Charles de Foucauld lit encore des phi­lo­sophes païens, mais en éprouve une vive décep­tion, n’y trou­vant « que le vide et le dégoût ». C’est alors qu’il tombe sur le livre que lui avait offerte sa cou­sine le jour de sa pre­mière com­mu­nion : Elévations sur les mys­tères, de Bossuet, qui lui fait « entre­voir que peut-​être la reli­gion chré­tienne était vraie ». Il cherche en fait des ver­tus païennes dans un livre chré­tien, demeu­rant au plan pure­ment moral, tout en pen­sant qu’il ne peut atteindre la véri­té et connaître la vraie reli­gion. C’est encore l’exemple de Marie de Bondy qui cor­ri­ge­ra sa tra­jec­toire spi­ri­tuelle : « Puisque cette âme est si intel­li­gente, la reli­gion qu’elle croit si fer­me­ment ne sau­rait être une folie comme je le pense ». 

Pourtant Marie n’agissait que par son silence, sa dou­ceur, sa bon­té, sa per­fec­tion, tra­vaillant ain­si avec Dieu. Cette méthode lui avait été ensei­gnée par son confes­seur, l’abbé Huvelin, vicaire à la paroisse Saint-​Augustin. Lui-​même avait cou­tume de dire : « Lorsque l’on veut conver­tir une âme, il ne faut pas la prê­cher ; le meilleur moyen n’est pas de lui faire des ser­mons, c’est de lui témoi­gner qu’on l’aime ». Ce conseil était d’autant plus frap­pant que ce prêtre,  agré­gé d’histoire et grand ora­teur, était par­fai­te­ment capable d’user d’arguments fort convain­cants, comme aus­si Marie de Bondy.

Au cours du mois d’octobre 1886, Foucauld res­sent une faim extra­or­di­naire de Dieu. « Mon Dieu, si vous exis­tez, faites que je vous connaisse ! » est la prière qu’il répète inlas­sa­ble­ment dans des églises. Il attend une réponse de Dieu, mais veut aus­si inter­ro­ger un « maître en reli­gion ». Sa cou­sine lui parle de l’abbé Huvelin, auquel elle a déjà vrai­sem­bla­ble­ment par­lé de Charles. Dans les der­niers jours d’octobre, un matin, Charles de Foucauld entre dans l’église Saint-​Augustin. Il cherche l’abbé Huvelin, et le trouve à son confes­sion­nal. « Monsieur l’abbé, je ne viens pas me confes­ser, mais vous poser des ques­tions sur Dieu et la reli­gion ». L’abbé Huvelin lui dit sim­ple­ment : « Mettez-​vous à genoux et confessez-​vous ». Aussitôt après, il lui dit d’aller communier.

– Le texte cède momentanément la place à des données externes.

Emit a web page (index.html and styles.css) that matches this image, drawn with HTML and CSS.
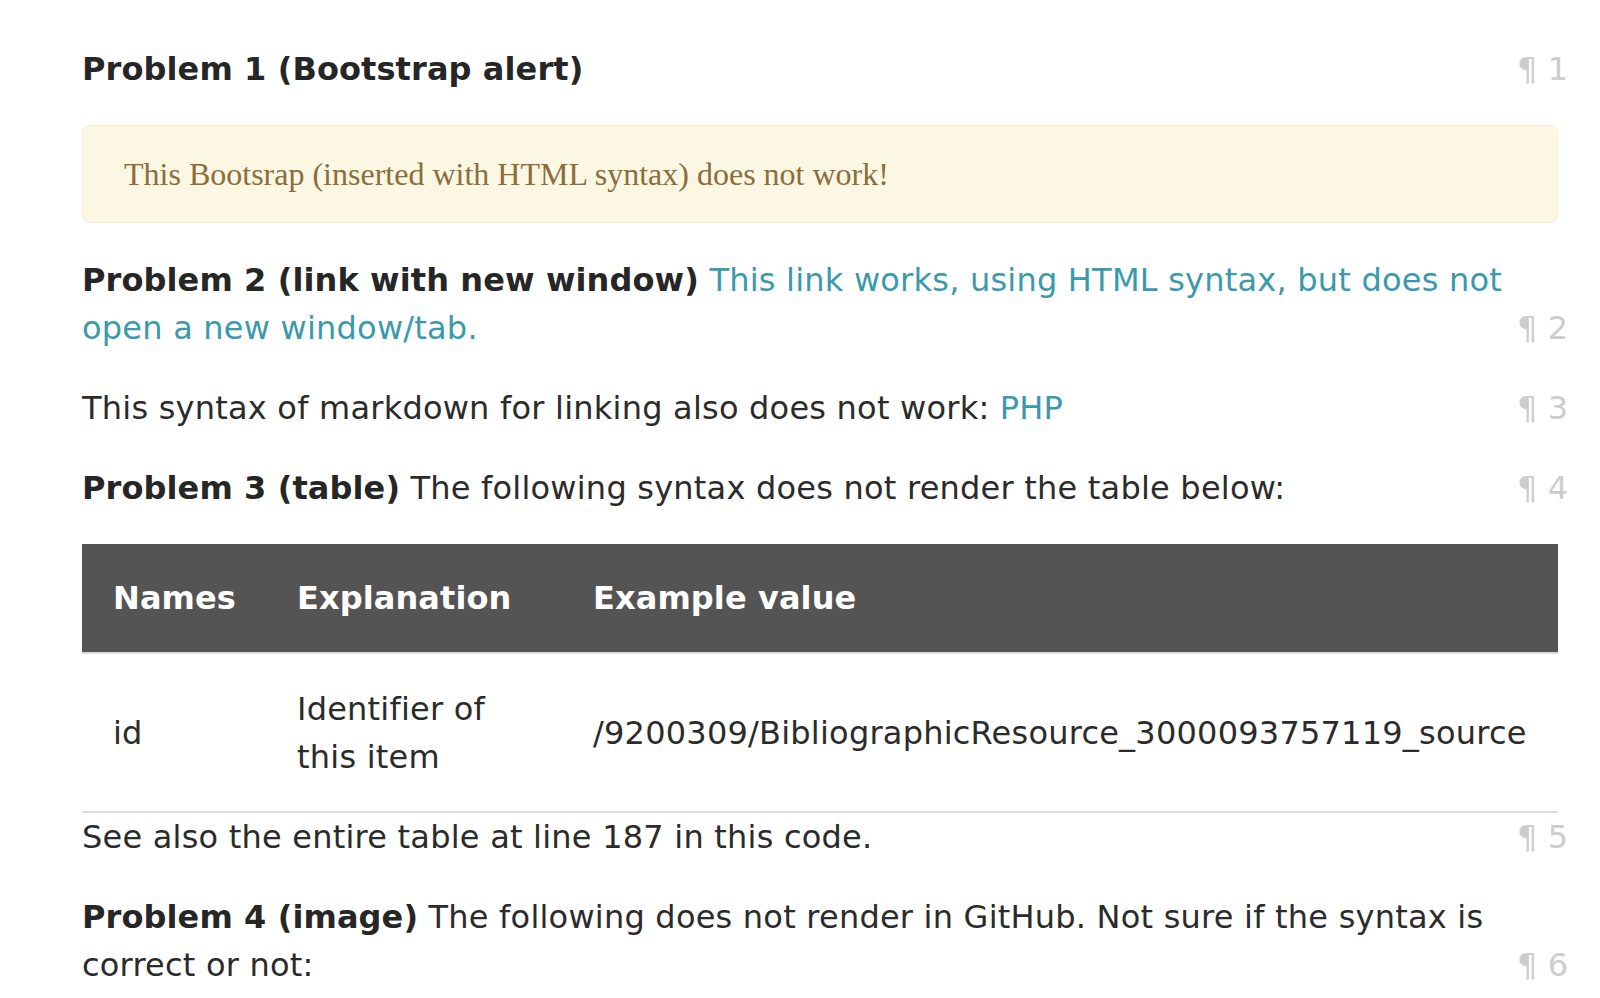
FILE: index.html
```html
<!DOCTYPE html>
<html lang="en">
<head>
  <meta charset="UTF-8">
  <meta name="viewport" content="width=device-width, initial-scale=1.0">
  <title>Problems</title>
  <link rel="stylesheet" href="styles.css">
</head>
<body>
  <div class="conteudo">
    <p class="par"><strong>Problem 1 (Bootstrap alert)</strong><span class="pilcrow">¶ 1</span></p>

    <div class="alerta">This Bootsrap (inserted with HTML syntax) does not work!</div>

    <p class="par"><strong>Problem 2 (link with new window)</strong> <a href="#">This link works, using HTML syntax, but does not open a new window/tab.</a><span class="pilcrow">¶ 2</span></p>

    <p class="par">This syntax of markdown for linking also does not work: <a href="#">PHP</a><span class="pilcrow">¶ 3</span></p>

    <p class="par"><strong>Problem 3 (table)</strong> The following syntax does not render the table below:<span class="pilcrow">¶ 4</span></p>

    <!-- Tabela -->
    <table class="tabela">
      <colgroup>
        <col class="col-nome">
        <col class="col-expl">
        <col>
      </colgroup>
      <thead>
        <tr>
          <th>Names</th>
          <th>Explanation</th>
          <th>Example value</th>
        </tr>
      </thead>
      <tbody>
        <tr>
          <td>id</td>
          <td>Identifier of this item</td>
          <td>/9200309/BibliographicResource_3000093757119_source</td>
        </tr>
      </tbody>
    </table>

    <p class="par">See also the entire table at line 187 in this code.<span class="pilcrow">¶ 5</span></p>

    <p class="par"><strong>Problem 4 (image)</strong> The following does not render in GitHub. Not sure if the syntax is correct or not:<span class="pilcrow">¶ 6</span></p>
  </div>
</body>
</html>
```

FILE: styles.css
```css
body {
  margin: 0;
  background-color: white;
  color: #2b2b2b;
  font-family: "DejaVu Sans", Verdana, sans-serif;
  font-size: 32px;
  line-height: 48px;
  letter-spacing: 0.22px;
}
.conteudo {
  width: 1476px;
  padding: 45px 0 0 82px;
}
.par {
  position: relative;
  margin: 0 0 32px 0;
}
.par strong {
  color: #262626;
  letter-spacing: 0.1px;
}
.par a {
  color: #3a9aab;
  text-decoration: none;
}
.pilcrow {
  position: absolute;
  right: -10px;
  bottom: 0;
  color: #cdcdcd;
  font-weight: normal;
  letter-spacing: 0;
}
.alerta {
  background-color: #fcf7e3;
  border: 1px solid #faeecb;
  border-radius: 8px;
  color: #8a6d3b;
  font-family: "Liberation Serif", "Times New Roman", serif;
  font-size: 32px;
  line-height: 48px;
  letter-spacing: 0;
  padding: 24px 41px;
  margin-bottom: 33px;
}
.tabela {
  width: 100%;
  border-collapse: collapse;
  table-layout: fixed;
}
.col-nome {
  width: 184px;
}
.col-expl {
  width: 296px;
}
.tabela th, .tabela td {
  text-align: left;
  vertical-align: middle;
  padding: 30px 31px;
  border-bottom: 2px solid #dcdcdc;
}
.tabela th {
  background-color: #545454;
  color: white;
  font-weight: bold;
  letter-spacing: 0.1px;
}
.tabela td {
  padding-top: 31px;
  padding-bottom: 30px;
}
```
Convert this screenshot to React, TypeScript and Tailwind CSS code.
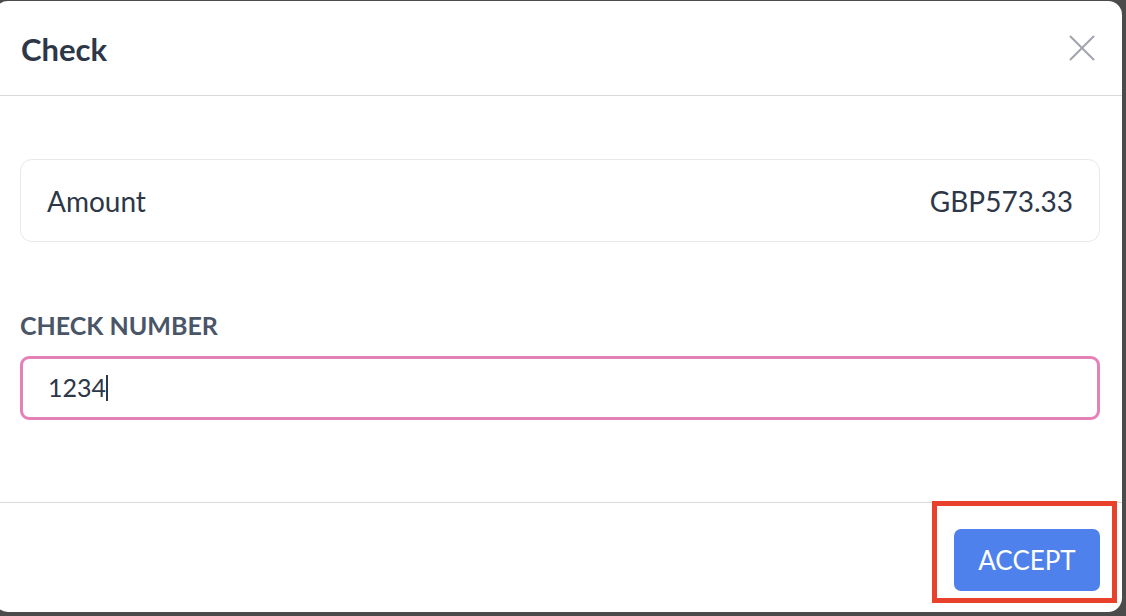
import { X } from "lucide-react";

const App = () => {
  return (
    <div
      className="relative w-[1126px] h-[616px] overflow-hidden bg-[#4b4b4b] pt-[1px]"
      style={{ fontFamily: "Lato, 'Noto Sans', sans-serif" }}
    >
      <div className="ml-[-6px] w-[1128px] h-[611px] bg-white rounded-[14px] flex flex-col">
        {/* header */}
        <div className="h-[95px] border-b border-[#d9d9dc] pl-[27px] pr-[17px] flex items-center justify-between">
          <h1 className="text-[31px] font-bold text-[#2d3748] leading-none mt-[2px]">Check</h1>
          <button className="text-[#a0a6b1]">
            <X size={46} strokeWidth={1.1} />
          </button>
        </div>

        {/* body */}
        <div className="pl-[26px] pr-[22px] pt-[63px] pb-[82px] border-b border-[#d9d9dc]">
          <div className="h-[83px] rounded-[12px] border border-[#e6e8ec] px-[26px] flex items-center justify-between text-[28px] text-[#2d3748]">
            <span>Amount</span>
            <span>GBP573.33</span>
          </div>

          <div className="mt-[69px] text-[25px] leading-[28px] font-bold text-[#4a5568]">CHECK NUMBER</div>

          <div className="mt-[17px] h-[64px] rounded-[9px] border-[3px] border-[#e481b8] pl-[25px] flex items-center text-[25px] text-[#2d3748]">
            <span>1234</span>
            <span className="w-[2px] h-[26px] bg-[#2d3748]" />
          </div>
        </div>

        {/* footer */}
        <div className="flex justify-end pl-[26px] pr-[22px] pt-[26px]">
          <button className="w-[146px] h-[62px] rounded-[7px] bg-[#4f81ec] text-white text-[26px]">
            ACCEPT
          </button>
        </div>
      </div>

      {/* highlight annotation */}
      <div className="absolute left-[932px] top-[501px] w-[185px] h-[102px] border-[5px] border-[#e8412c]" />
    </div>
  );
};

export default App;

Sa conver­sion est totale. Charles de Foucauld fait alors le don abso­lu de toute sa vie : « Aussitôt que je crus qu’il y avait un Dieu, je com­pris que je ne pou­vais faire autre­ment que de ne vivre que pour lui ». Les mots de Saul, conver­ti sur le che­min de Damas : « Que voulez-​vous que je fasse »?, lui revien­dront désor­mais sou­vent sur les lèvres, jusqu’en 1888, l’année où il trou­ve­ra sa voca­tion : Là aus­si, l’abbé Huvelin lui mon­tre­ra le che­min qu’il devra suivre : « Notre Seigneur a tel­le­ment pris la der­nière place que jamais per­sonne n’a pu la lui ravir ».

L’abbé Henri Huvelin (1830–1910). Normalien, agré­gé d’histoire, de grec et de lettres, il fut ordon­né prêtre en 1867. En 1873, son père retrouve la foi, c’est son pre­mier conver­ti. En 1875, il est nom­mé vicaire à l’église Saint-​Augustin où ses confé­rences connaissent un grand suc­cès auprés des jeunes gens et où sur­tout son confes­sion­nal ne désem­plit pas. Appelé l’apôtre de Paris, com­pa­ré au Curé d’Ars, il est là, dit-​il, “non pour poser des idées mais pour aider la grâce”. Accablé depuis 1888 d’une cruelle mala­die, elle ne l’empêchera pas d’assurer son minis­tère jusqu’à la fin. Emile Littré, ancien franc-​maçon, père du célèbre dic­tion­naire et du posi­ti­visme, comp­ta par­mi ses conver­tis et diri­gés. Il s’éteint au soir du 10 juillet 1910, avec sur ses lèvres ces mots : « Numquam satis ama­bo », je n’ai­me­rai jamais assez.